Le roman est divisé en trois histoires portant sur trois grands hommes qui ont traversé des moments distincts de l’histoire de l’Egypte. Bien qu’ils ne soient des Egyptiens ni de naissance, ni d’origine, ils ont fortement marqué le pays. Le peuple les a beaucoup aimés, leur a été fidèle et leur a rendu respect. Le but des trois hommes était de réformer l’Egypte. Ils ont construit sans démolir, rénové sans détruire, et ils étaient justes en gérant le pays.

Les trois histoires dont il s’agit dans l’oeuvre sont celles du Sicilien, de l’Arménien et du Kurde. Le premier est le petitfils du commandant Jawhar Al- Siqilli, il s’appelle Jawhar Hussein Jawhar Al-Siqilli et il a essayé de continuer ce que son grandpère avait commencé. Il a sauvé l’ancienne ville de Fostat contre la volonté du calife qui préférait la brûler, sans tenir compte de la révolte des habitants. Jawhar junior a fui Le Caire et a cherché refuge à Alexandrie, où il a travaillé comme confiseur-pâtissier, offrant au petit peuple les meilleures poupées et des chevaliers en sucre pour célébrer la naissance du prophète. Il s’est marié et a eu une fille (Abéda) et un garçon (Mohamad). Abéda s’est mariée avec le fils de Abdallah Al-Halawani, ami de Jawhar junior, et a eu plusieurs enfants dont la benjamine (Fouroune Al- Halawani). Cette dernière s’est mariée à son tour avec le deuxième personnage principal du roman, le général arménien Badr Al-Jamali. Héros de la deuxième histoire, homme fort et vizir d’origine arménienne, Al-Jamali a porté remède à la crise économique à l’époque d’Al-Moustansir. Il a frappé d’une main de fer ceux qui l’ont causée. Il a rénové Le Caire après sa ruine et a construit la mosquée Al-Jiyouchi et la mosquée de Attarine à Alexandrie. Il a vaincu les différentes factions militaires, a exécuté un grand nombre de politiques égyptiens et a restauré la paix et la prospérité dans le pays.

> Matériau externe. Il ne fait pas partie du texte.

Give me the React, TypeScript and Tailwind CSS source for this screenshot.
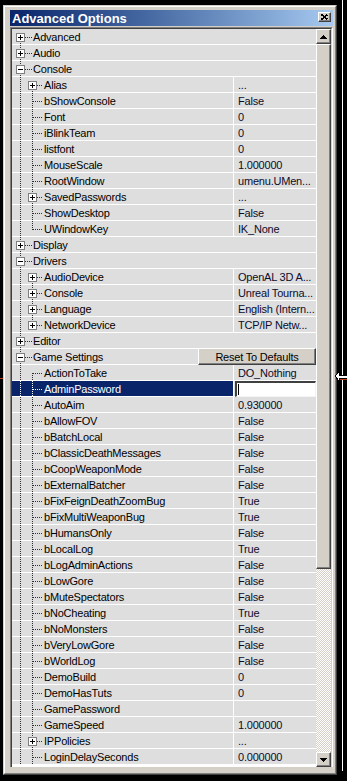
import React from "react";

type Row = {
  label: string;
  value?: string;
  level: 0 | 1;
  box?: "+" | "-";
  top?: boolean;
  first?: boolean;
  last?: boolean;
  button?: boolean;
  selected?: boolean;
};

const rows: Row[] = [
  { label: "Advanced", level: 0, box: "+", top: true },
  { label: "Audio", level: 0, box: "+" },
  { label: "Console", level: 0, box: "-" },
  { label: "Alias", value: "...", level: 1, box: "+", first: true },
  { label: "bShowConsole", value: "False", level: 1 },
  { label: "Font", value: "0", level: 1 },
  { label: "iBlinkTeam", value: "0", level: 1 },
  { label: "listfont", value: "0", level: 1 },
  { label: "MouseScale", value: "1.000000", level: 1 },
  { label: "RootWindow", value: "umenu.UMen...", level: 1 },
  { label: "SavedPasswords", value: "...", level: 1, box: "+" },
  { label: "ShowDesktop", value: "False", level: 1 },
  { label: "UWindowKey", value: "IK_None", level: 1, last: true },
  { label: "Display", level: 0, box: "+" },
  { label: "Drivers", level: 0, box: "-" },
  { label: "AudioDevice", value: "OpenAL 3D A...", level: 1, box: "+", first: true },
  { label: "Console", value: "Unreal Tourna...", level: 1, box: "+" },
  { label: "Language", value: "English (Intern...", level: 1, box: "+" },
  { label: "NetworkDevice", value: "TCP/IP Netw...", level: 1, box: "+", last: true },
  { label: "Editor", level: 0, box: "+" },
  { label: "Game Settings", level: 0, box: "-", button: true },
  { label: "ActionToTake", value: "DO_Nothing", level: 1, first: true },
  { label: "AdminPassword", value: "", level: 1, selected: true },
  { label: "AutoAim", value: "0.930000", level: 1 },
  { label: "bAllowFOV", value: "False", level: 1 },
  { label: "bBatchLocal", value: "False", level: 1 },
  { label: "bClassicDeathMessages", value: "False", level: 1 },
  { label: "bCoopWeaponMode", value: "False", level: 1 },
  { label: "bExternalBatcher", value: "False", level: 1 },
  { label: "bFixFeignDeathZoomBug", value: "True", level: 1 },
  { label: "bFixMultiWeaponBug", value: "True", level: 1 },
  { label: "bHumansOnly", value: "False", level: 1 },
  { label: "bLocalLog", value: "True", level: 1 },
  { label: "bLogAdminActions", value: "False", level: 1 },
  { label: "bLowGore", value: "False", level: 1 },
  { label: "bMuteSpectators", value: "False", level: 1 },
  { label: "bNoCheating", value: "True", level: 1 },
  { label: "bNoMonsters", value: "False", level: 1 },
  { label: "bVeryLowGore", value: "False", level: 1 },
  { label: "bWorldLog", value: "False", level: 1 },
  { label: "DemoBuild", value: "0", level: 1 },
  { label: "DemoHasTuts", value: "0", level: 1 },
  { label: "GamePassword", value: "", level: 1 },
  { label: "GameSpeed", value: "1.000000", level: 1 },
  { label: "IPPolicies", value: "...", level: 1, box: "+" },
  { label: "LoginDelaySeconds", value: "0.000000", level: 1 },
];

const raised =
  "border border-t-white border-l-white border-r-[#404040] border-b-[#404040] shadow-[inset_-1px_-1px_#808080] bg-[#d4d0c8]";

// expand / collapse box, 9px square
function ExpandBox({ x, sign }: { x: number; sign: "+" | "-" }) {
  return (
    <g>
      <rect x={x + 0.5} y={4.5} width={8} height={8} fill="#ffffff" stroke="#808080" />
      <path d={`M${x + 2} 8.5H${x + 7}`} stroke="#000000" />
      {sign === "+" && <path d={`M${x + 4.5} 6V11`} stroke="#000000" />}
    </g>
  );
}

// dotted tree connectors drawn at the left of each row
function Gutter({ row }: { row: Row }) {
  const c = row.selected ? "#ffffff" : "#303030";
  const w = row.level === 0 ? 21 : 32;
  return (
    <svg width={w} height={15} className="shrink-0" shapeRendering="crispEdges">
      <g stroke={c} strokeDasharray="1 1" fill="none">
        <path d={`M8.5 ${row.top ? 12 : 0}V15`} />
        {row.level === 0 && <path d="M13 8.5H20" />}
        {row.level === 1 && (
          <>
            <path d={`M20.5 ${row.first ? 8 : 0}V${row.last ? 9 : 15}`} />
            <path d={`M${row.box ? 25 : 21} 8.5H31`} />
          </>
        )}
      </g>
      {row.box && <ExpandBox x={row.level === 0 ? 4 : 16} sign={row.box} />}
    </svg>
  );
}

function TreeRow({ row }: { row: Row }) {
  if (row.level === 0) {
    return (
      <div className="flex h-[16px] border-b border-white">
        <div className="flex flex-1 items-center">
          <Gutter row={row} />
          <span className="pt-px">{row.label}</span>
        </div>
        {row.button && (
          <div
            className={`${raised} -mt-px flex h-[17px] w-[118px] items-center justify-center pt-px text-black`}
          >
            Reset To Defaults
          </div>
        )}
      </div>
    );
  }
  return (
    <div className="flex h-[16px] border-b border-white">
      <div
        className={`flex w-[221px] items-center ${row.selected ? "bg-[#0a246a] text-white" : ""}`}
      >
        <Gutter row={row} />
        <span className="pt-px">{row.label}</span>
      </div>
      <div className="w-px bg-white" />
      {row.selected ? (
        <div className="flex-1 pl-px">
          <div className="h-[16px] w-[81px] border-t-2 border-l-2 border-r border-b border-t-[#404040] border-l-[#404040] border-r-[#f4f4f4] border-b-[#f4f4f4] bg-white pl-[1px] pt-[1px]">
            <div className="h-[11px] w-px bg-black" />
          </div>
        </div>
      ) : (
        <div className="flex min-w-0 flex-1 items-center overflow-hidden whitespace-nowrap pl-[4px] pt-px text-[#0c0c2c]">
          {row.value}
        </div>
      )}
    </div>
  );
}

function Arrow({ up }: { up?: boolean }) {
  return (
    <svg width={7} height={4} shapeRendering="crispEdges">
      <polygon points={up ? "3.5,0 7,4 0,4" : "0,0 7,0 3.5,4"} fill="#000000" />
    </svg>
  );
}

export default function App() {
  return (
    <div className="relative h-[781px] w-[347px] overflow-hidden bg-black font-['Liberation_Sans',Arial,sans-serif] text-[11px] leading-[15px] tracking-[-0.2px] text-black">
      {/* desktop bits behind the window */}
      <div className="absolute left-[342px] top-0 h-[771px] w-px bg-white" />
      <div className="absolute left-0 top-[378px] h-px w-[3px] bg-[#c0401c]" />
      <div className="absolute left-[338px] top-[379px] h-px w-[9px] bg-[#c0401c]" />

      {/* window */}
      <div className="ml-[3px] mt-[5px] h-[770px] w-[334px] border border-t-[#d4d0c8] border-l-[#d4d0c8] border-r-[#404040] border-b-[#404040] bg-[#d4d0c8]">
        <div className="flex h-full flex-col border border-t-white border-l-white border-r-[#808080] border-b-[#808080] pl-[5px] pr-[2px] pt-[3px]">
          {/* title bar */}
          <div className="flex h-[16px] items-start bg-linear-to-r from-[#0a246a] to-[#a6caf0] pl-[2px]">
            <span className="text-[13px] font-bold leading-[17px] tracking-normal text-white">Advanced Options</span>
            <div className={`${raised} ml-auto mr-[2px] mt-[2px] flex h-[10px] w-[13px] items-center justify-center`}>
              <svg width={7} height={6} shapeRendering="crispEdges">
                <path d="M0.5 0.5L6.5 5.5M6.5 0.5L0.5 5.5" stroke="#000000" strokeWidth={1.6} />
              </svg>
            </div>
          </div>

          {/* property tree */}
          <div className="mt-px h-[740px] border-t border-l border-r border-t-[#808080] border-l-[#808080] border-r-white">
            <div className="flex h-full border-t border-l border-r border-t-[#404040] border-l-[#404040] border-r-[#d4d0c8]">
              <div className="w-[304px] border-b-2 border-white bg-[#dedede]">
                {rows.map((r, i) => (
                  <TreeRow key={i} row={r} />
                ))}
              </div>
              <div className="flex w-[15px] flex-col bg-[image:repeating-conic-gradient(#ffffff_0%_25%,#d4d0c8_0%_50%)] bg-[length:2px_2px]">
                <div className={`${raised} flex h-[15px] items-center justify-center`}>
                  <Arrow up />
                </div>
                <div className={`${raised} h-[525px]`} />
                <div className="flex-1" />
                <div className={`${raised} flex h-[15px] items-center justify-center`}>
                  <Arrow />
                </div>
              </div>
            </div>
          </div>
        </div>
      </div>

      {/* mouse cursor (horizontal resize) */}
      <svg className="absolute left-[334px] top-[371px]" width={13} height={11} shapeRendering="crispEdges">
        <polygon points="1,5 5,1 5,4 13,4 13,7 5,7 5,10" fill="#ffffff" stroke="#000000" />
      </svg>
    </div>
  );
}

Avec sa femme, il a eu son fils Jaafar Al-Mozaffar, qui s’est marié avec Nafissa, fille de son oncle Mohamad. Parmi leurs descendants figurent Ibrahim et Rachida, héros de la troisième histoire sur le Kurde, Salaheddine Al-Ayyoubi (Saladin pour les Occidentaux). Ce dernier a sauvé l’Egypte des Croisés en 1169, année où Amaury (roi de Jérusalem de 1163 à 1174) a quitté l’Egypte, annonçant le début de l’ère ayyoubide en 1171. En cette année, ordre est donné de ne plus mentionner les Fatimides dans les prières.

Al-Adhid, dernier calife fatimide, meurt peu de temps après sans avoir appris la fin de sa dynastie. Saladin détrône définitivement les Fatimides et restaure en Egypte la légitimité des Abbassides. Cette troisième histoire est celle de la résistance d’Ibrahim Al-Halawani, de Rachida et du peuple d’Alexandrie, contre l’armée du vizir Shawar. C’est aussi la résistance du peuple de Fostat et du Caire face aux armées des Francs. Elle raconte comment Fostat a été brûlée, et comment l’époque des Fatimides a pris fin, pour que l’ère ayyoubide commence.

Harmonie et tolérance

Le roman montre l’état de tolérance et de belle harmonie qui régnait entre les sunnites et les chiites, sans un brin d’extrémisme, d’aversion ou de rancune à l’époque des Fatimides. Les sunnites en Egypte sont épris de la famille du prophète, et les chiites ont construit des mosquées dans lesquelles prient les sunnites. Bassiouny écrit : « C’est un pays qui ne fait pas des rois de la terre des sectes. Ce pays était généreux avec le chrétien, le musulman et le juif. Il permettait que chacun adore son Seigneur à sa façon, et apprécie les justes et ceux qui luttent contre les partialités ».

L’histoire de l’Egypte est ainsi racontée en partie dans ce roman, en survolant trois phases et trois grands hommes. C’est en même temps un livre sur Le Caire, construit autrefois, mais aussi protégé, par un confiseur-pâtissier.

Al-Halawani … Solassiyet Al-Fatimiyine (le confiseur-pâtissier, trilogie des Fatimides), de Reem Bassiouny, aux éditions Nahdat Misr, 2022, 671 pages.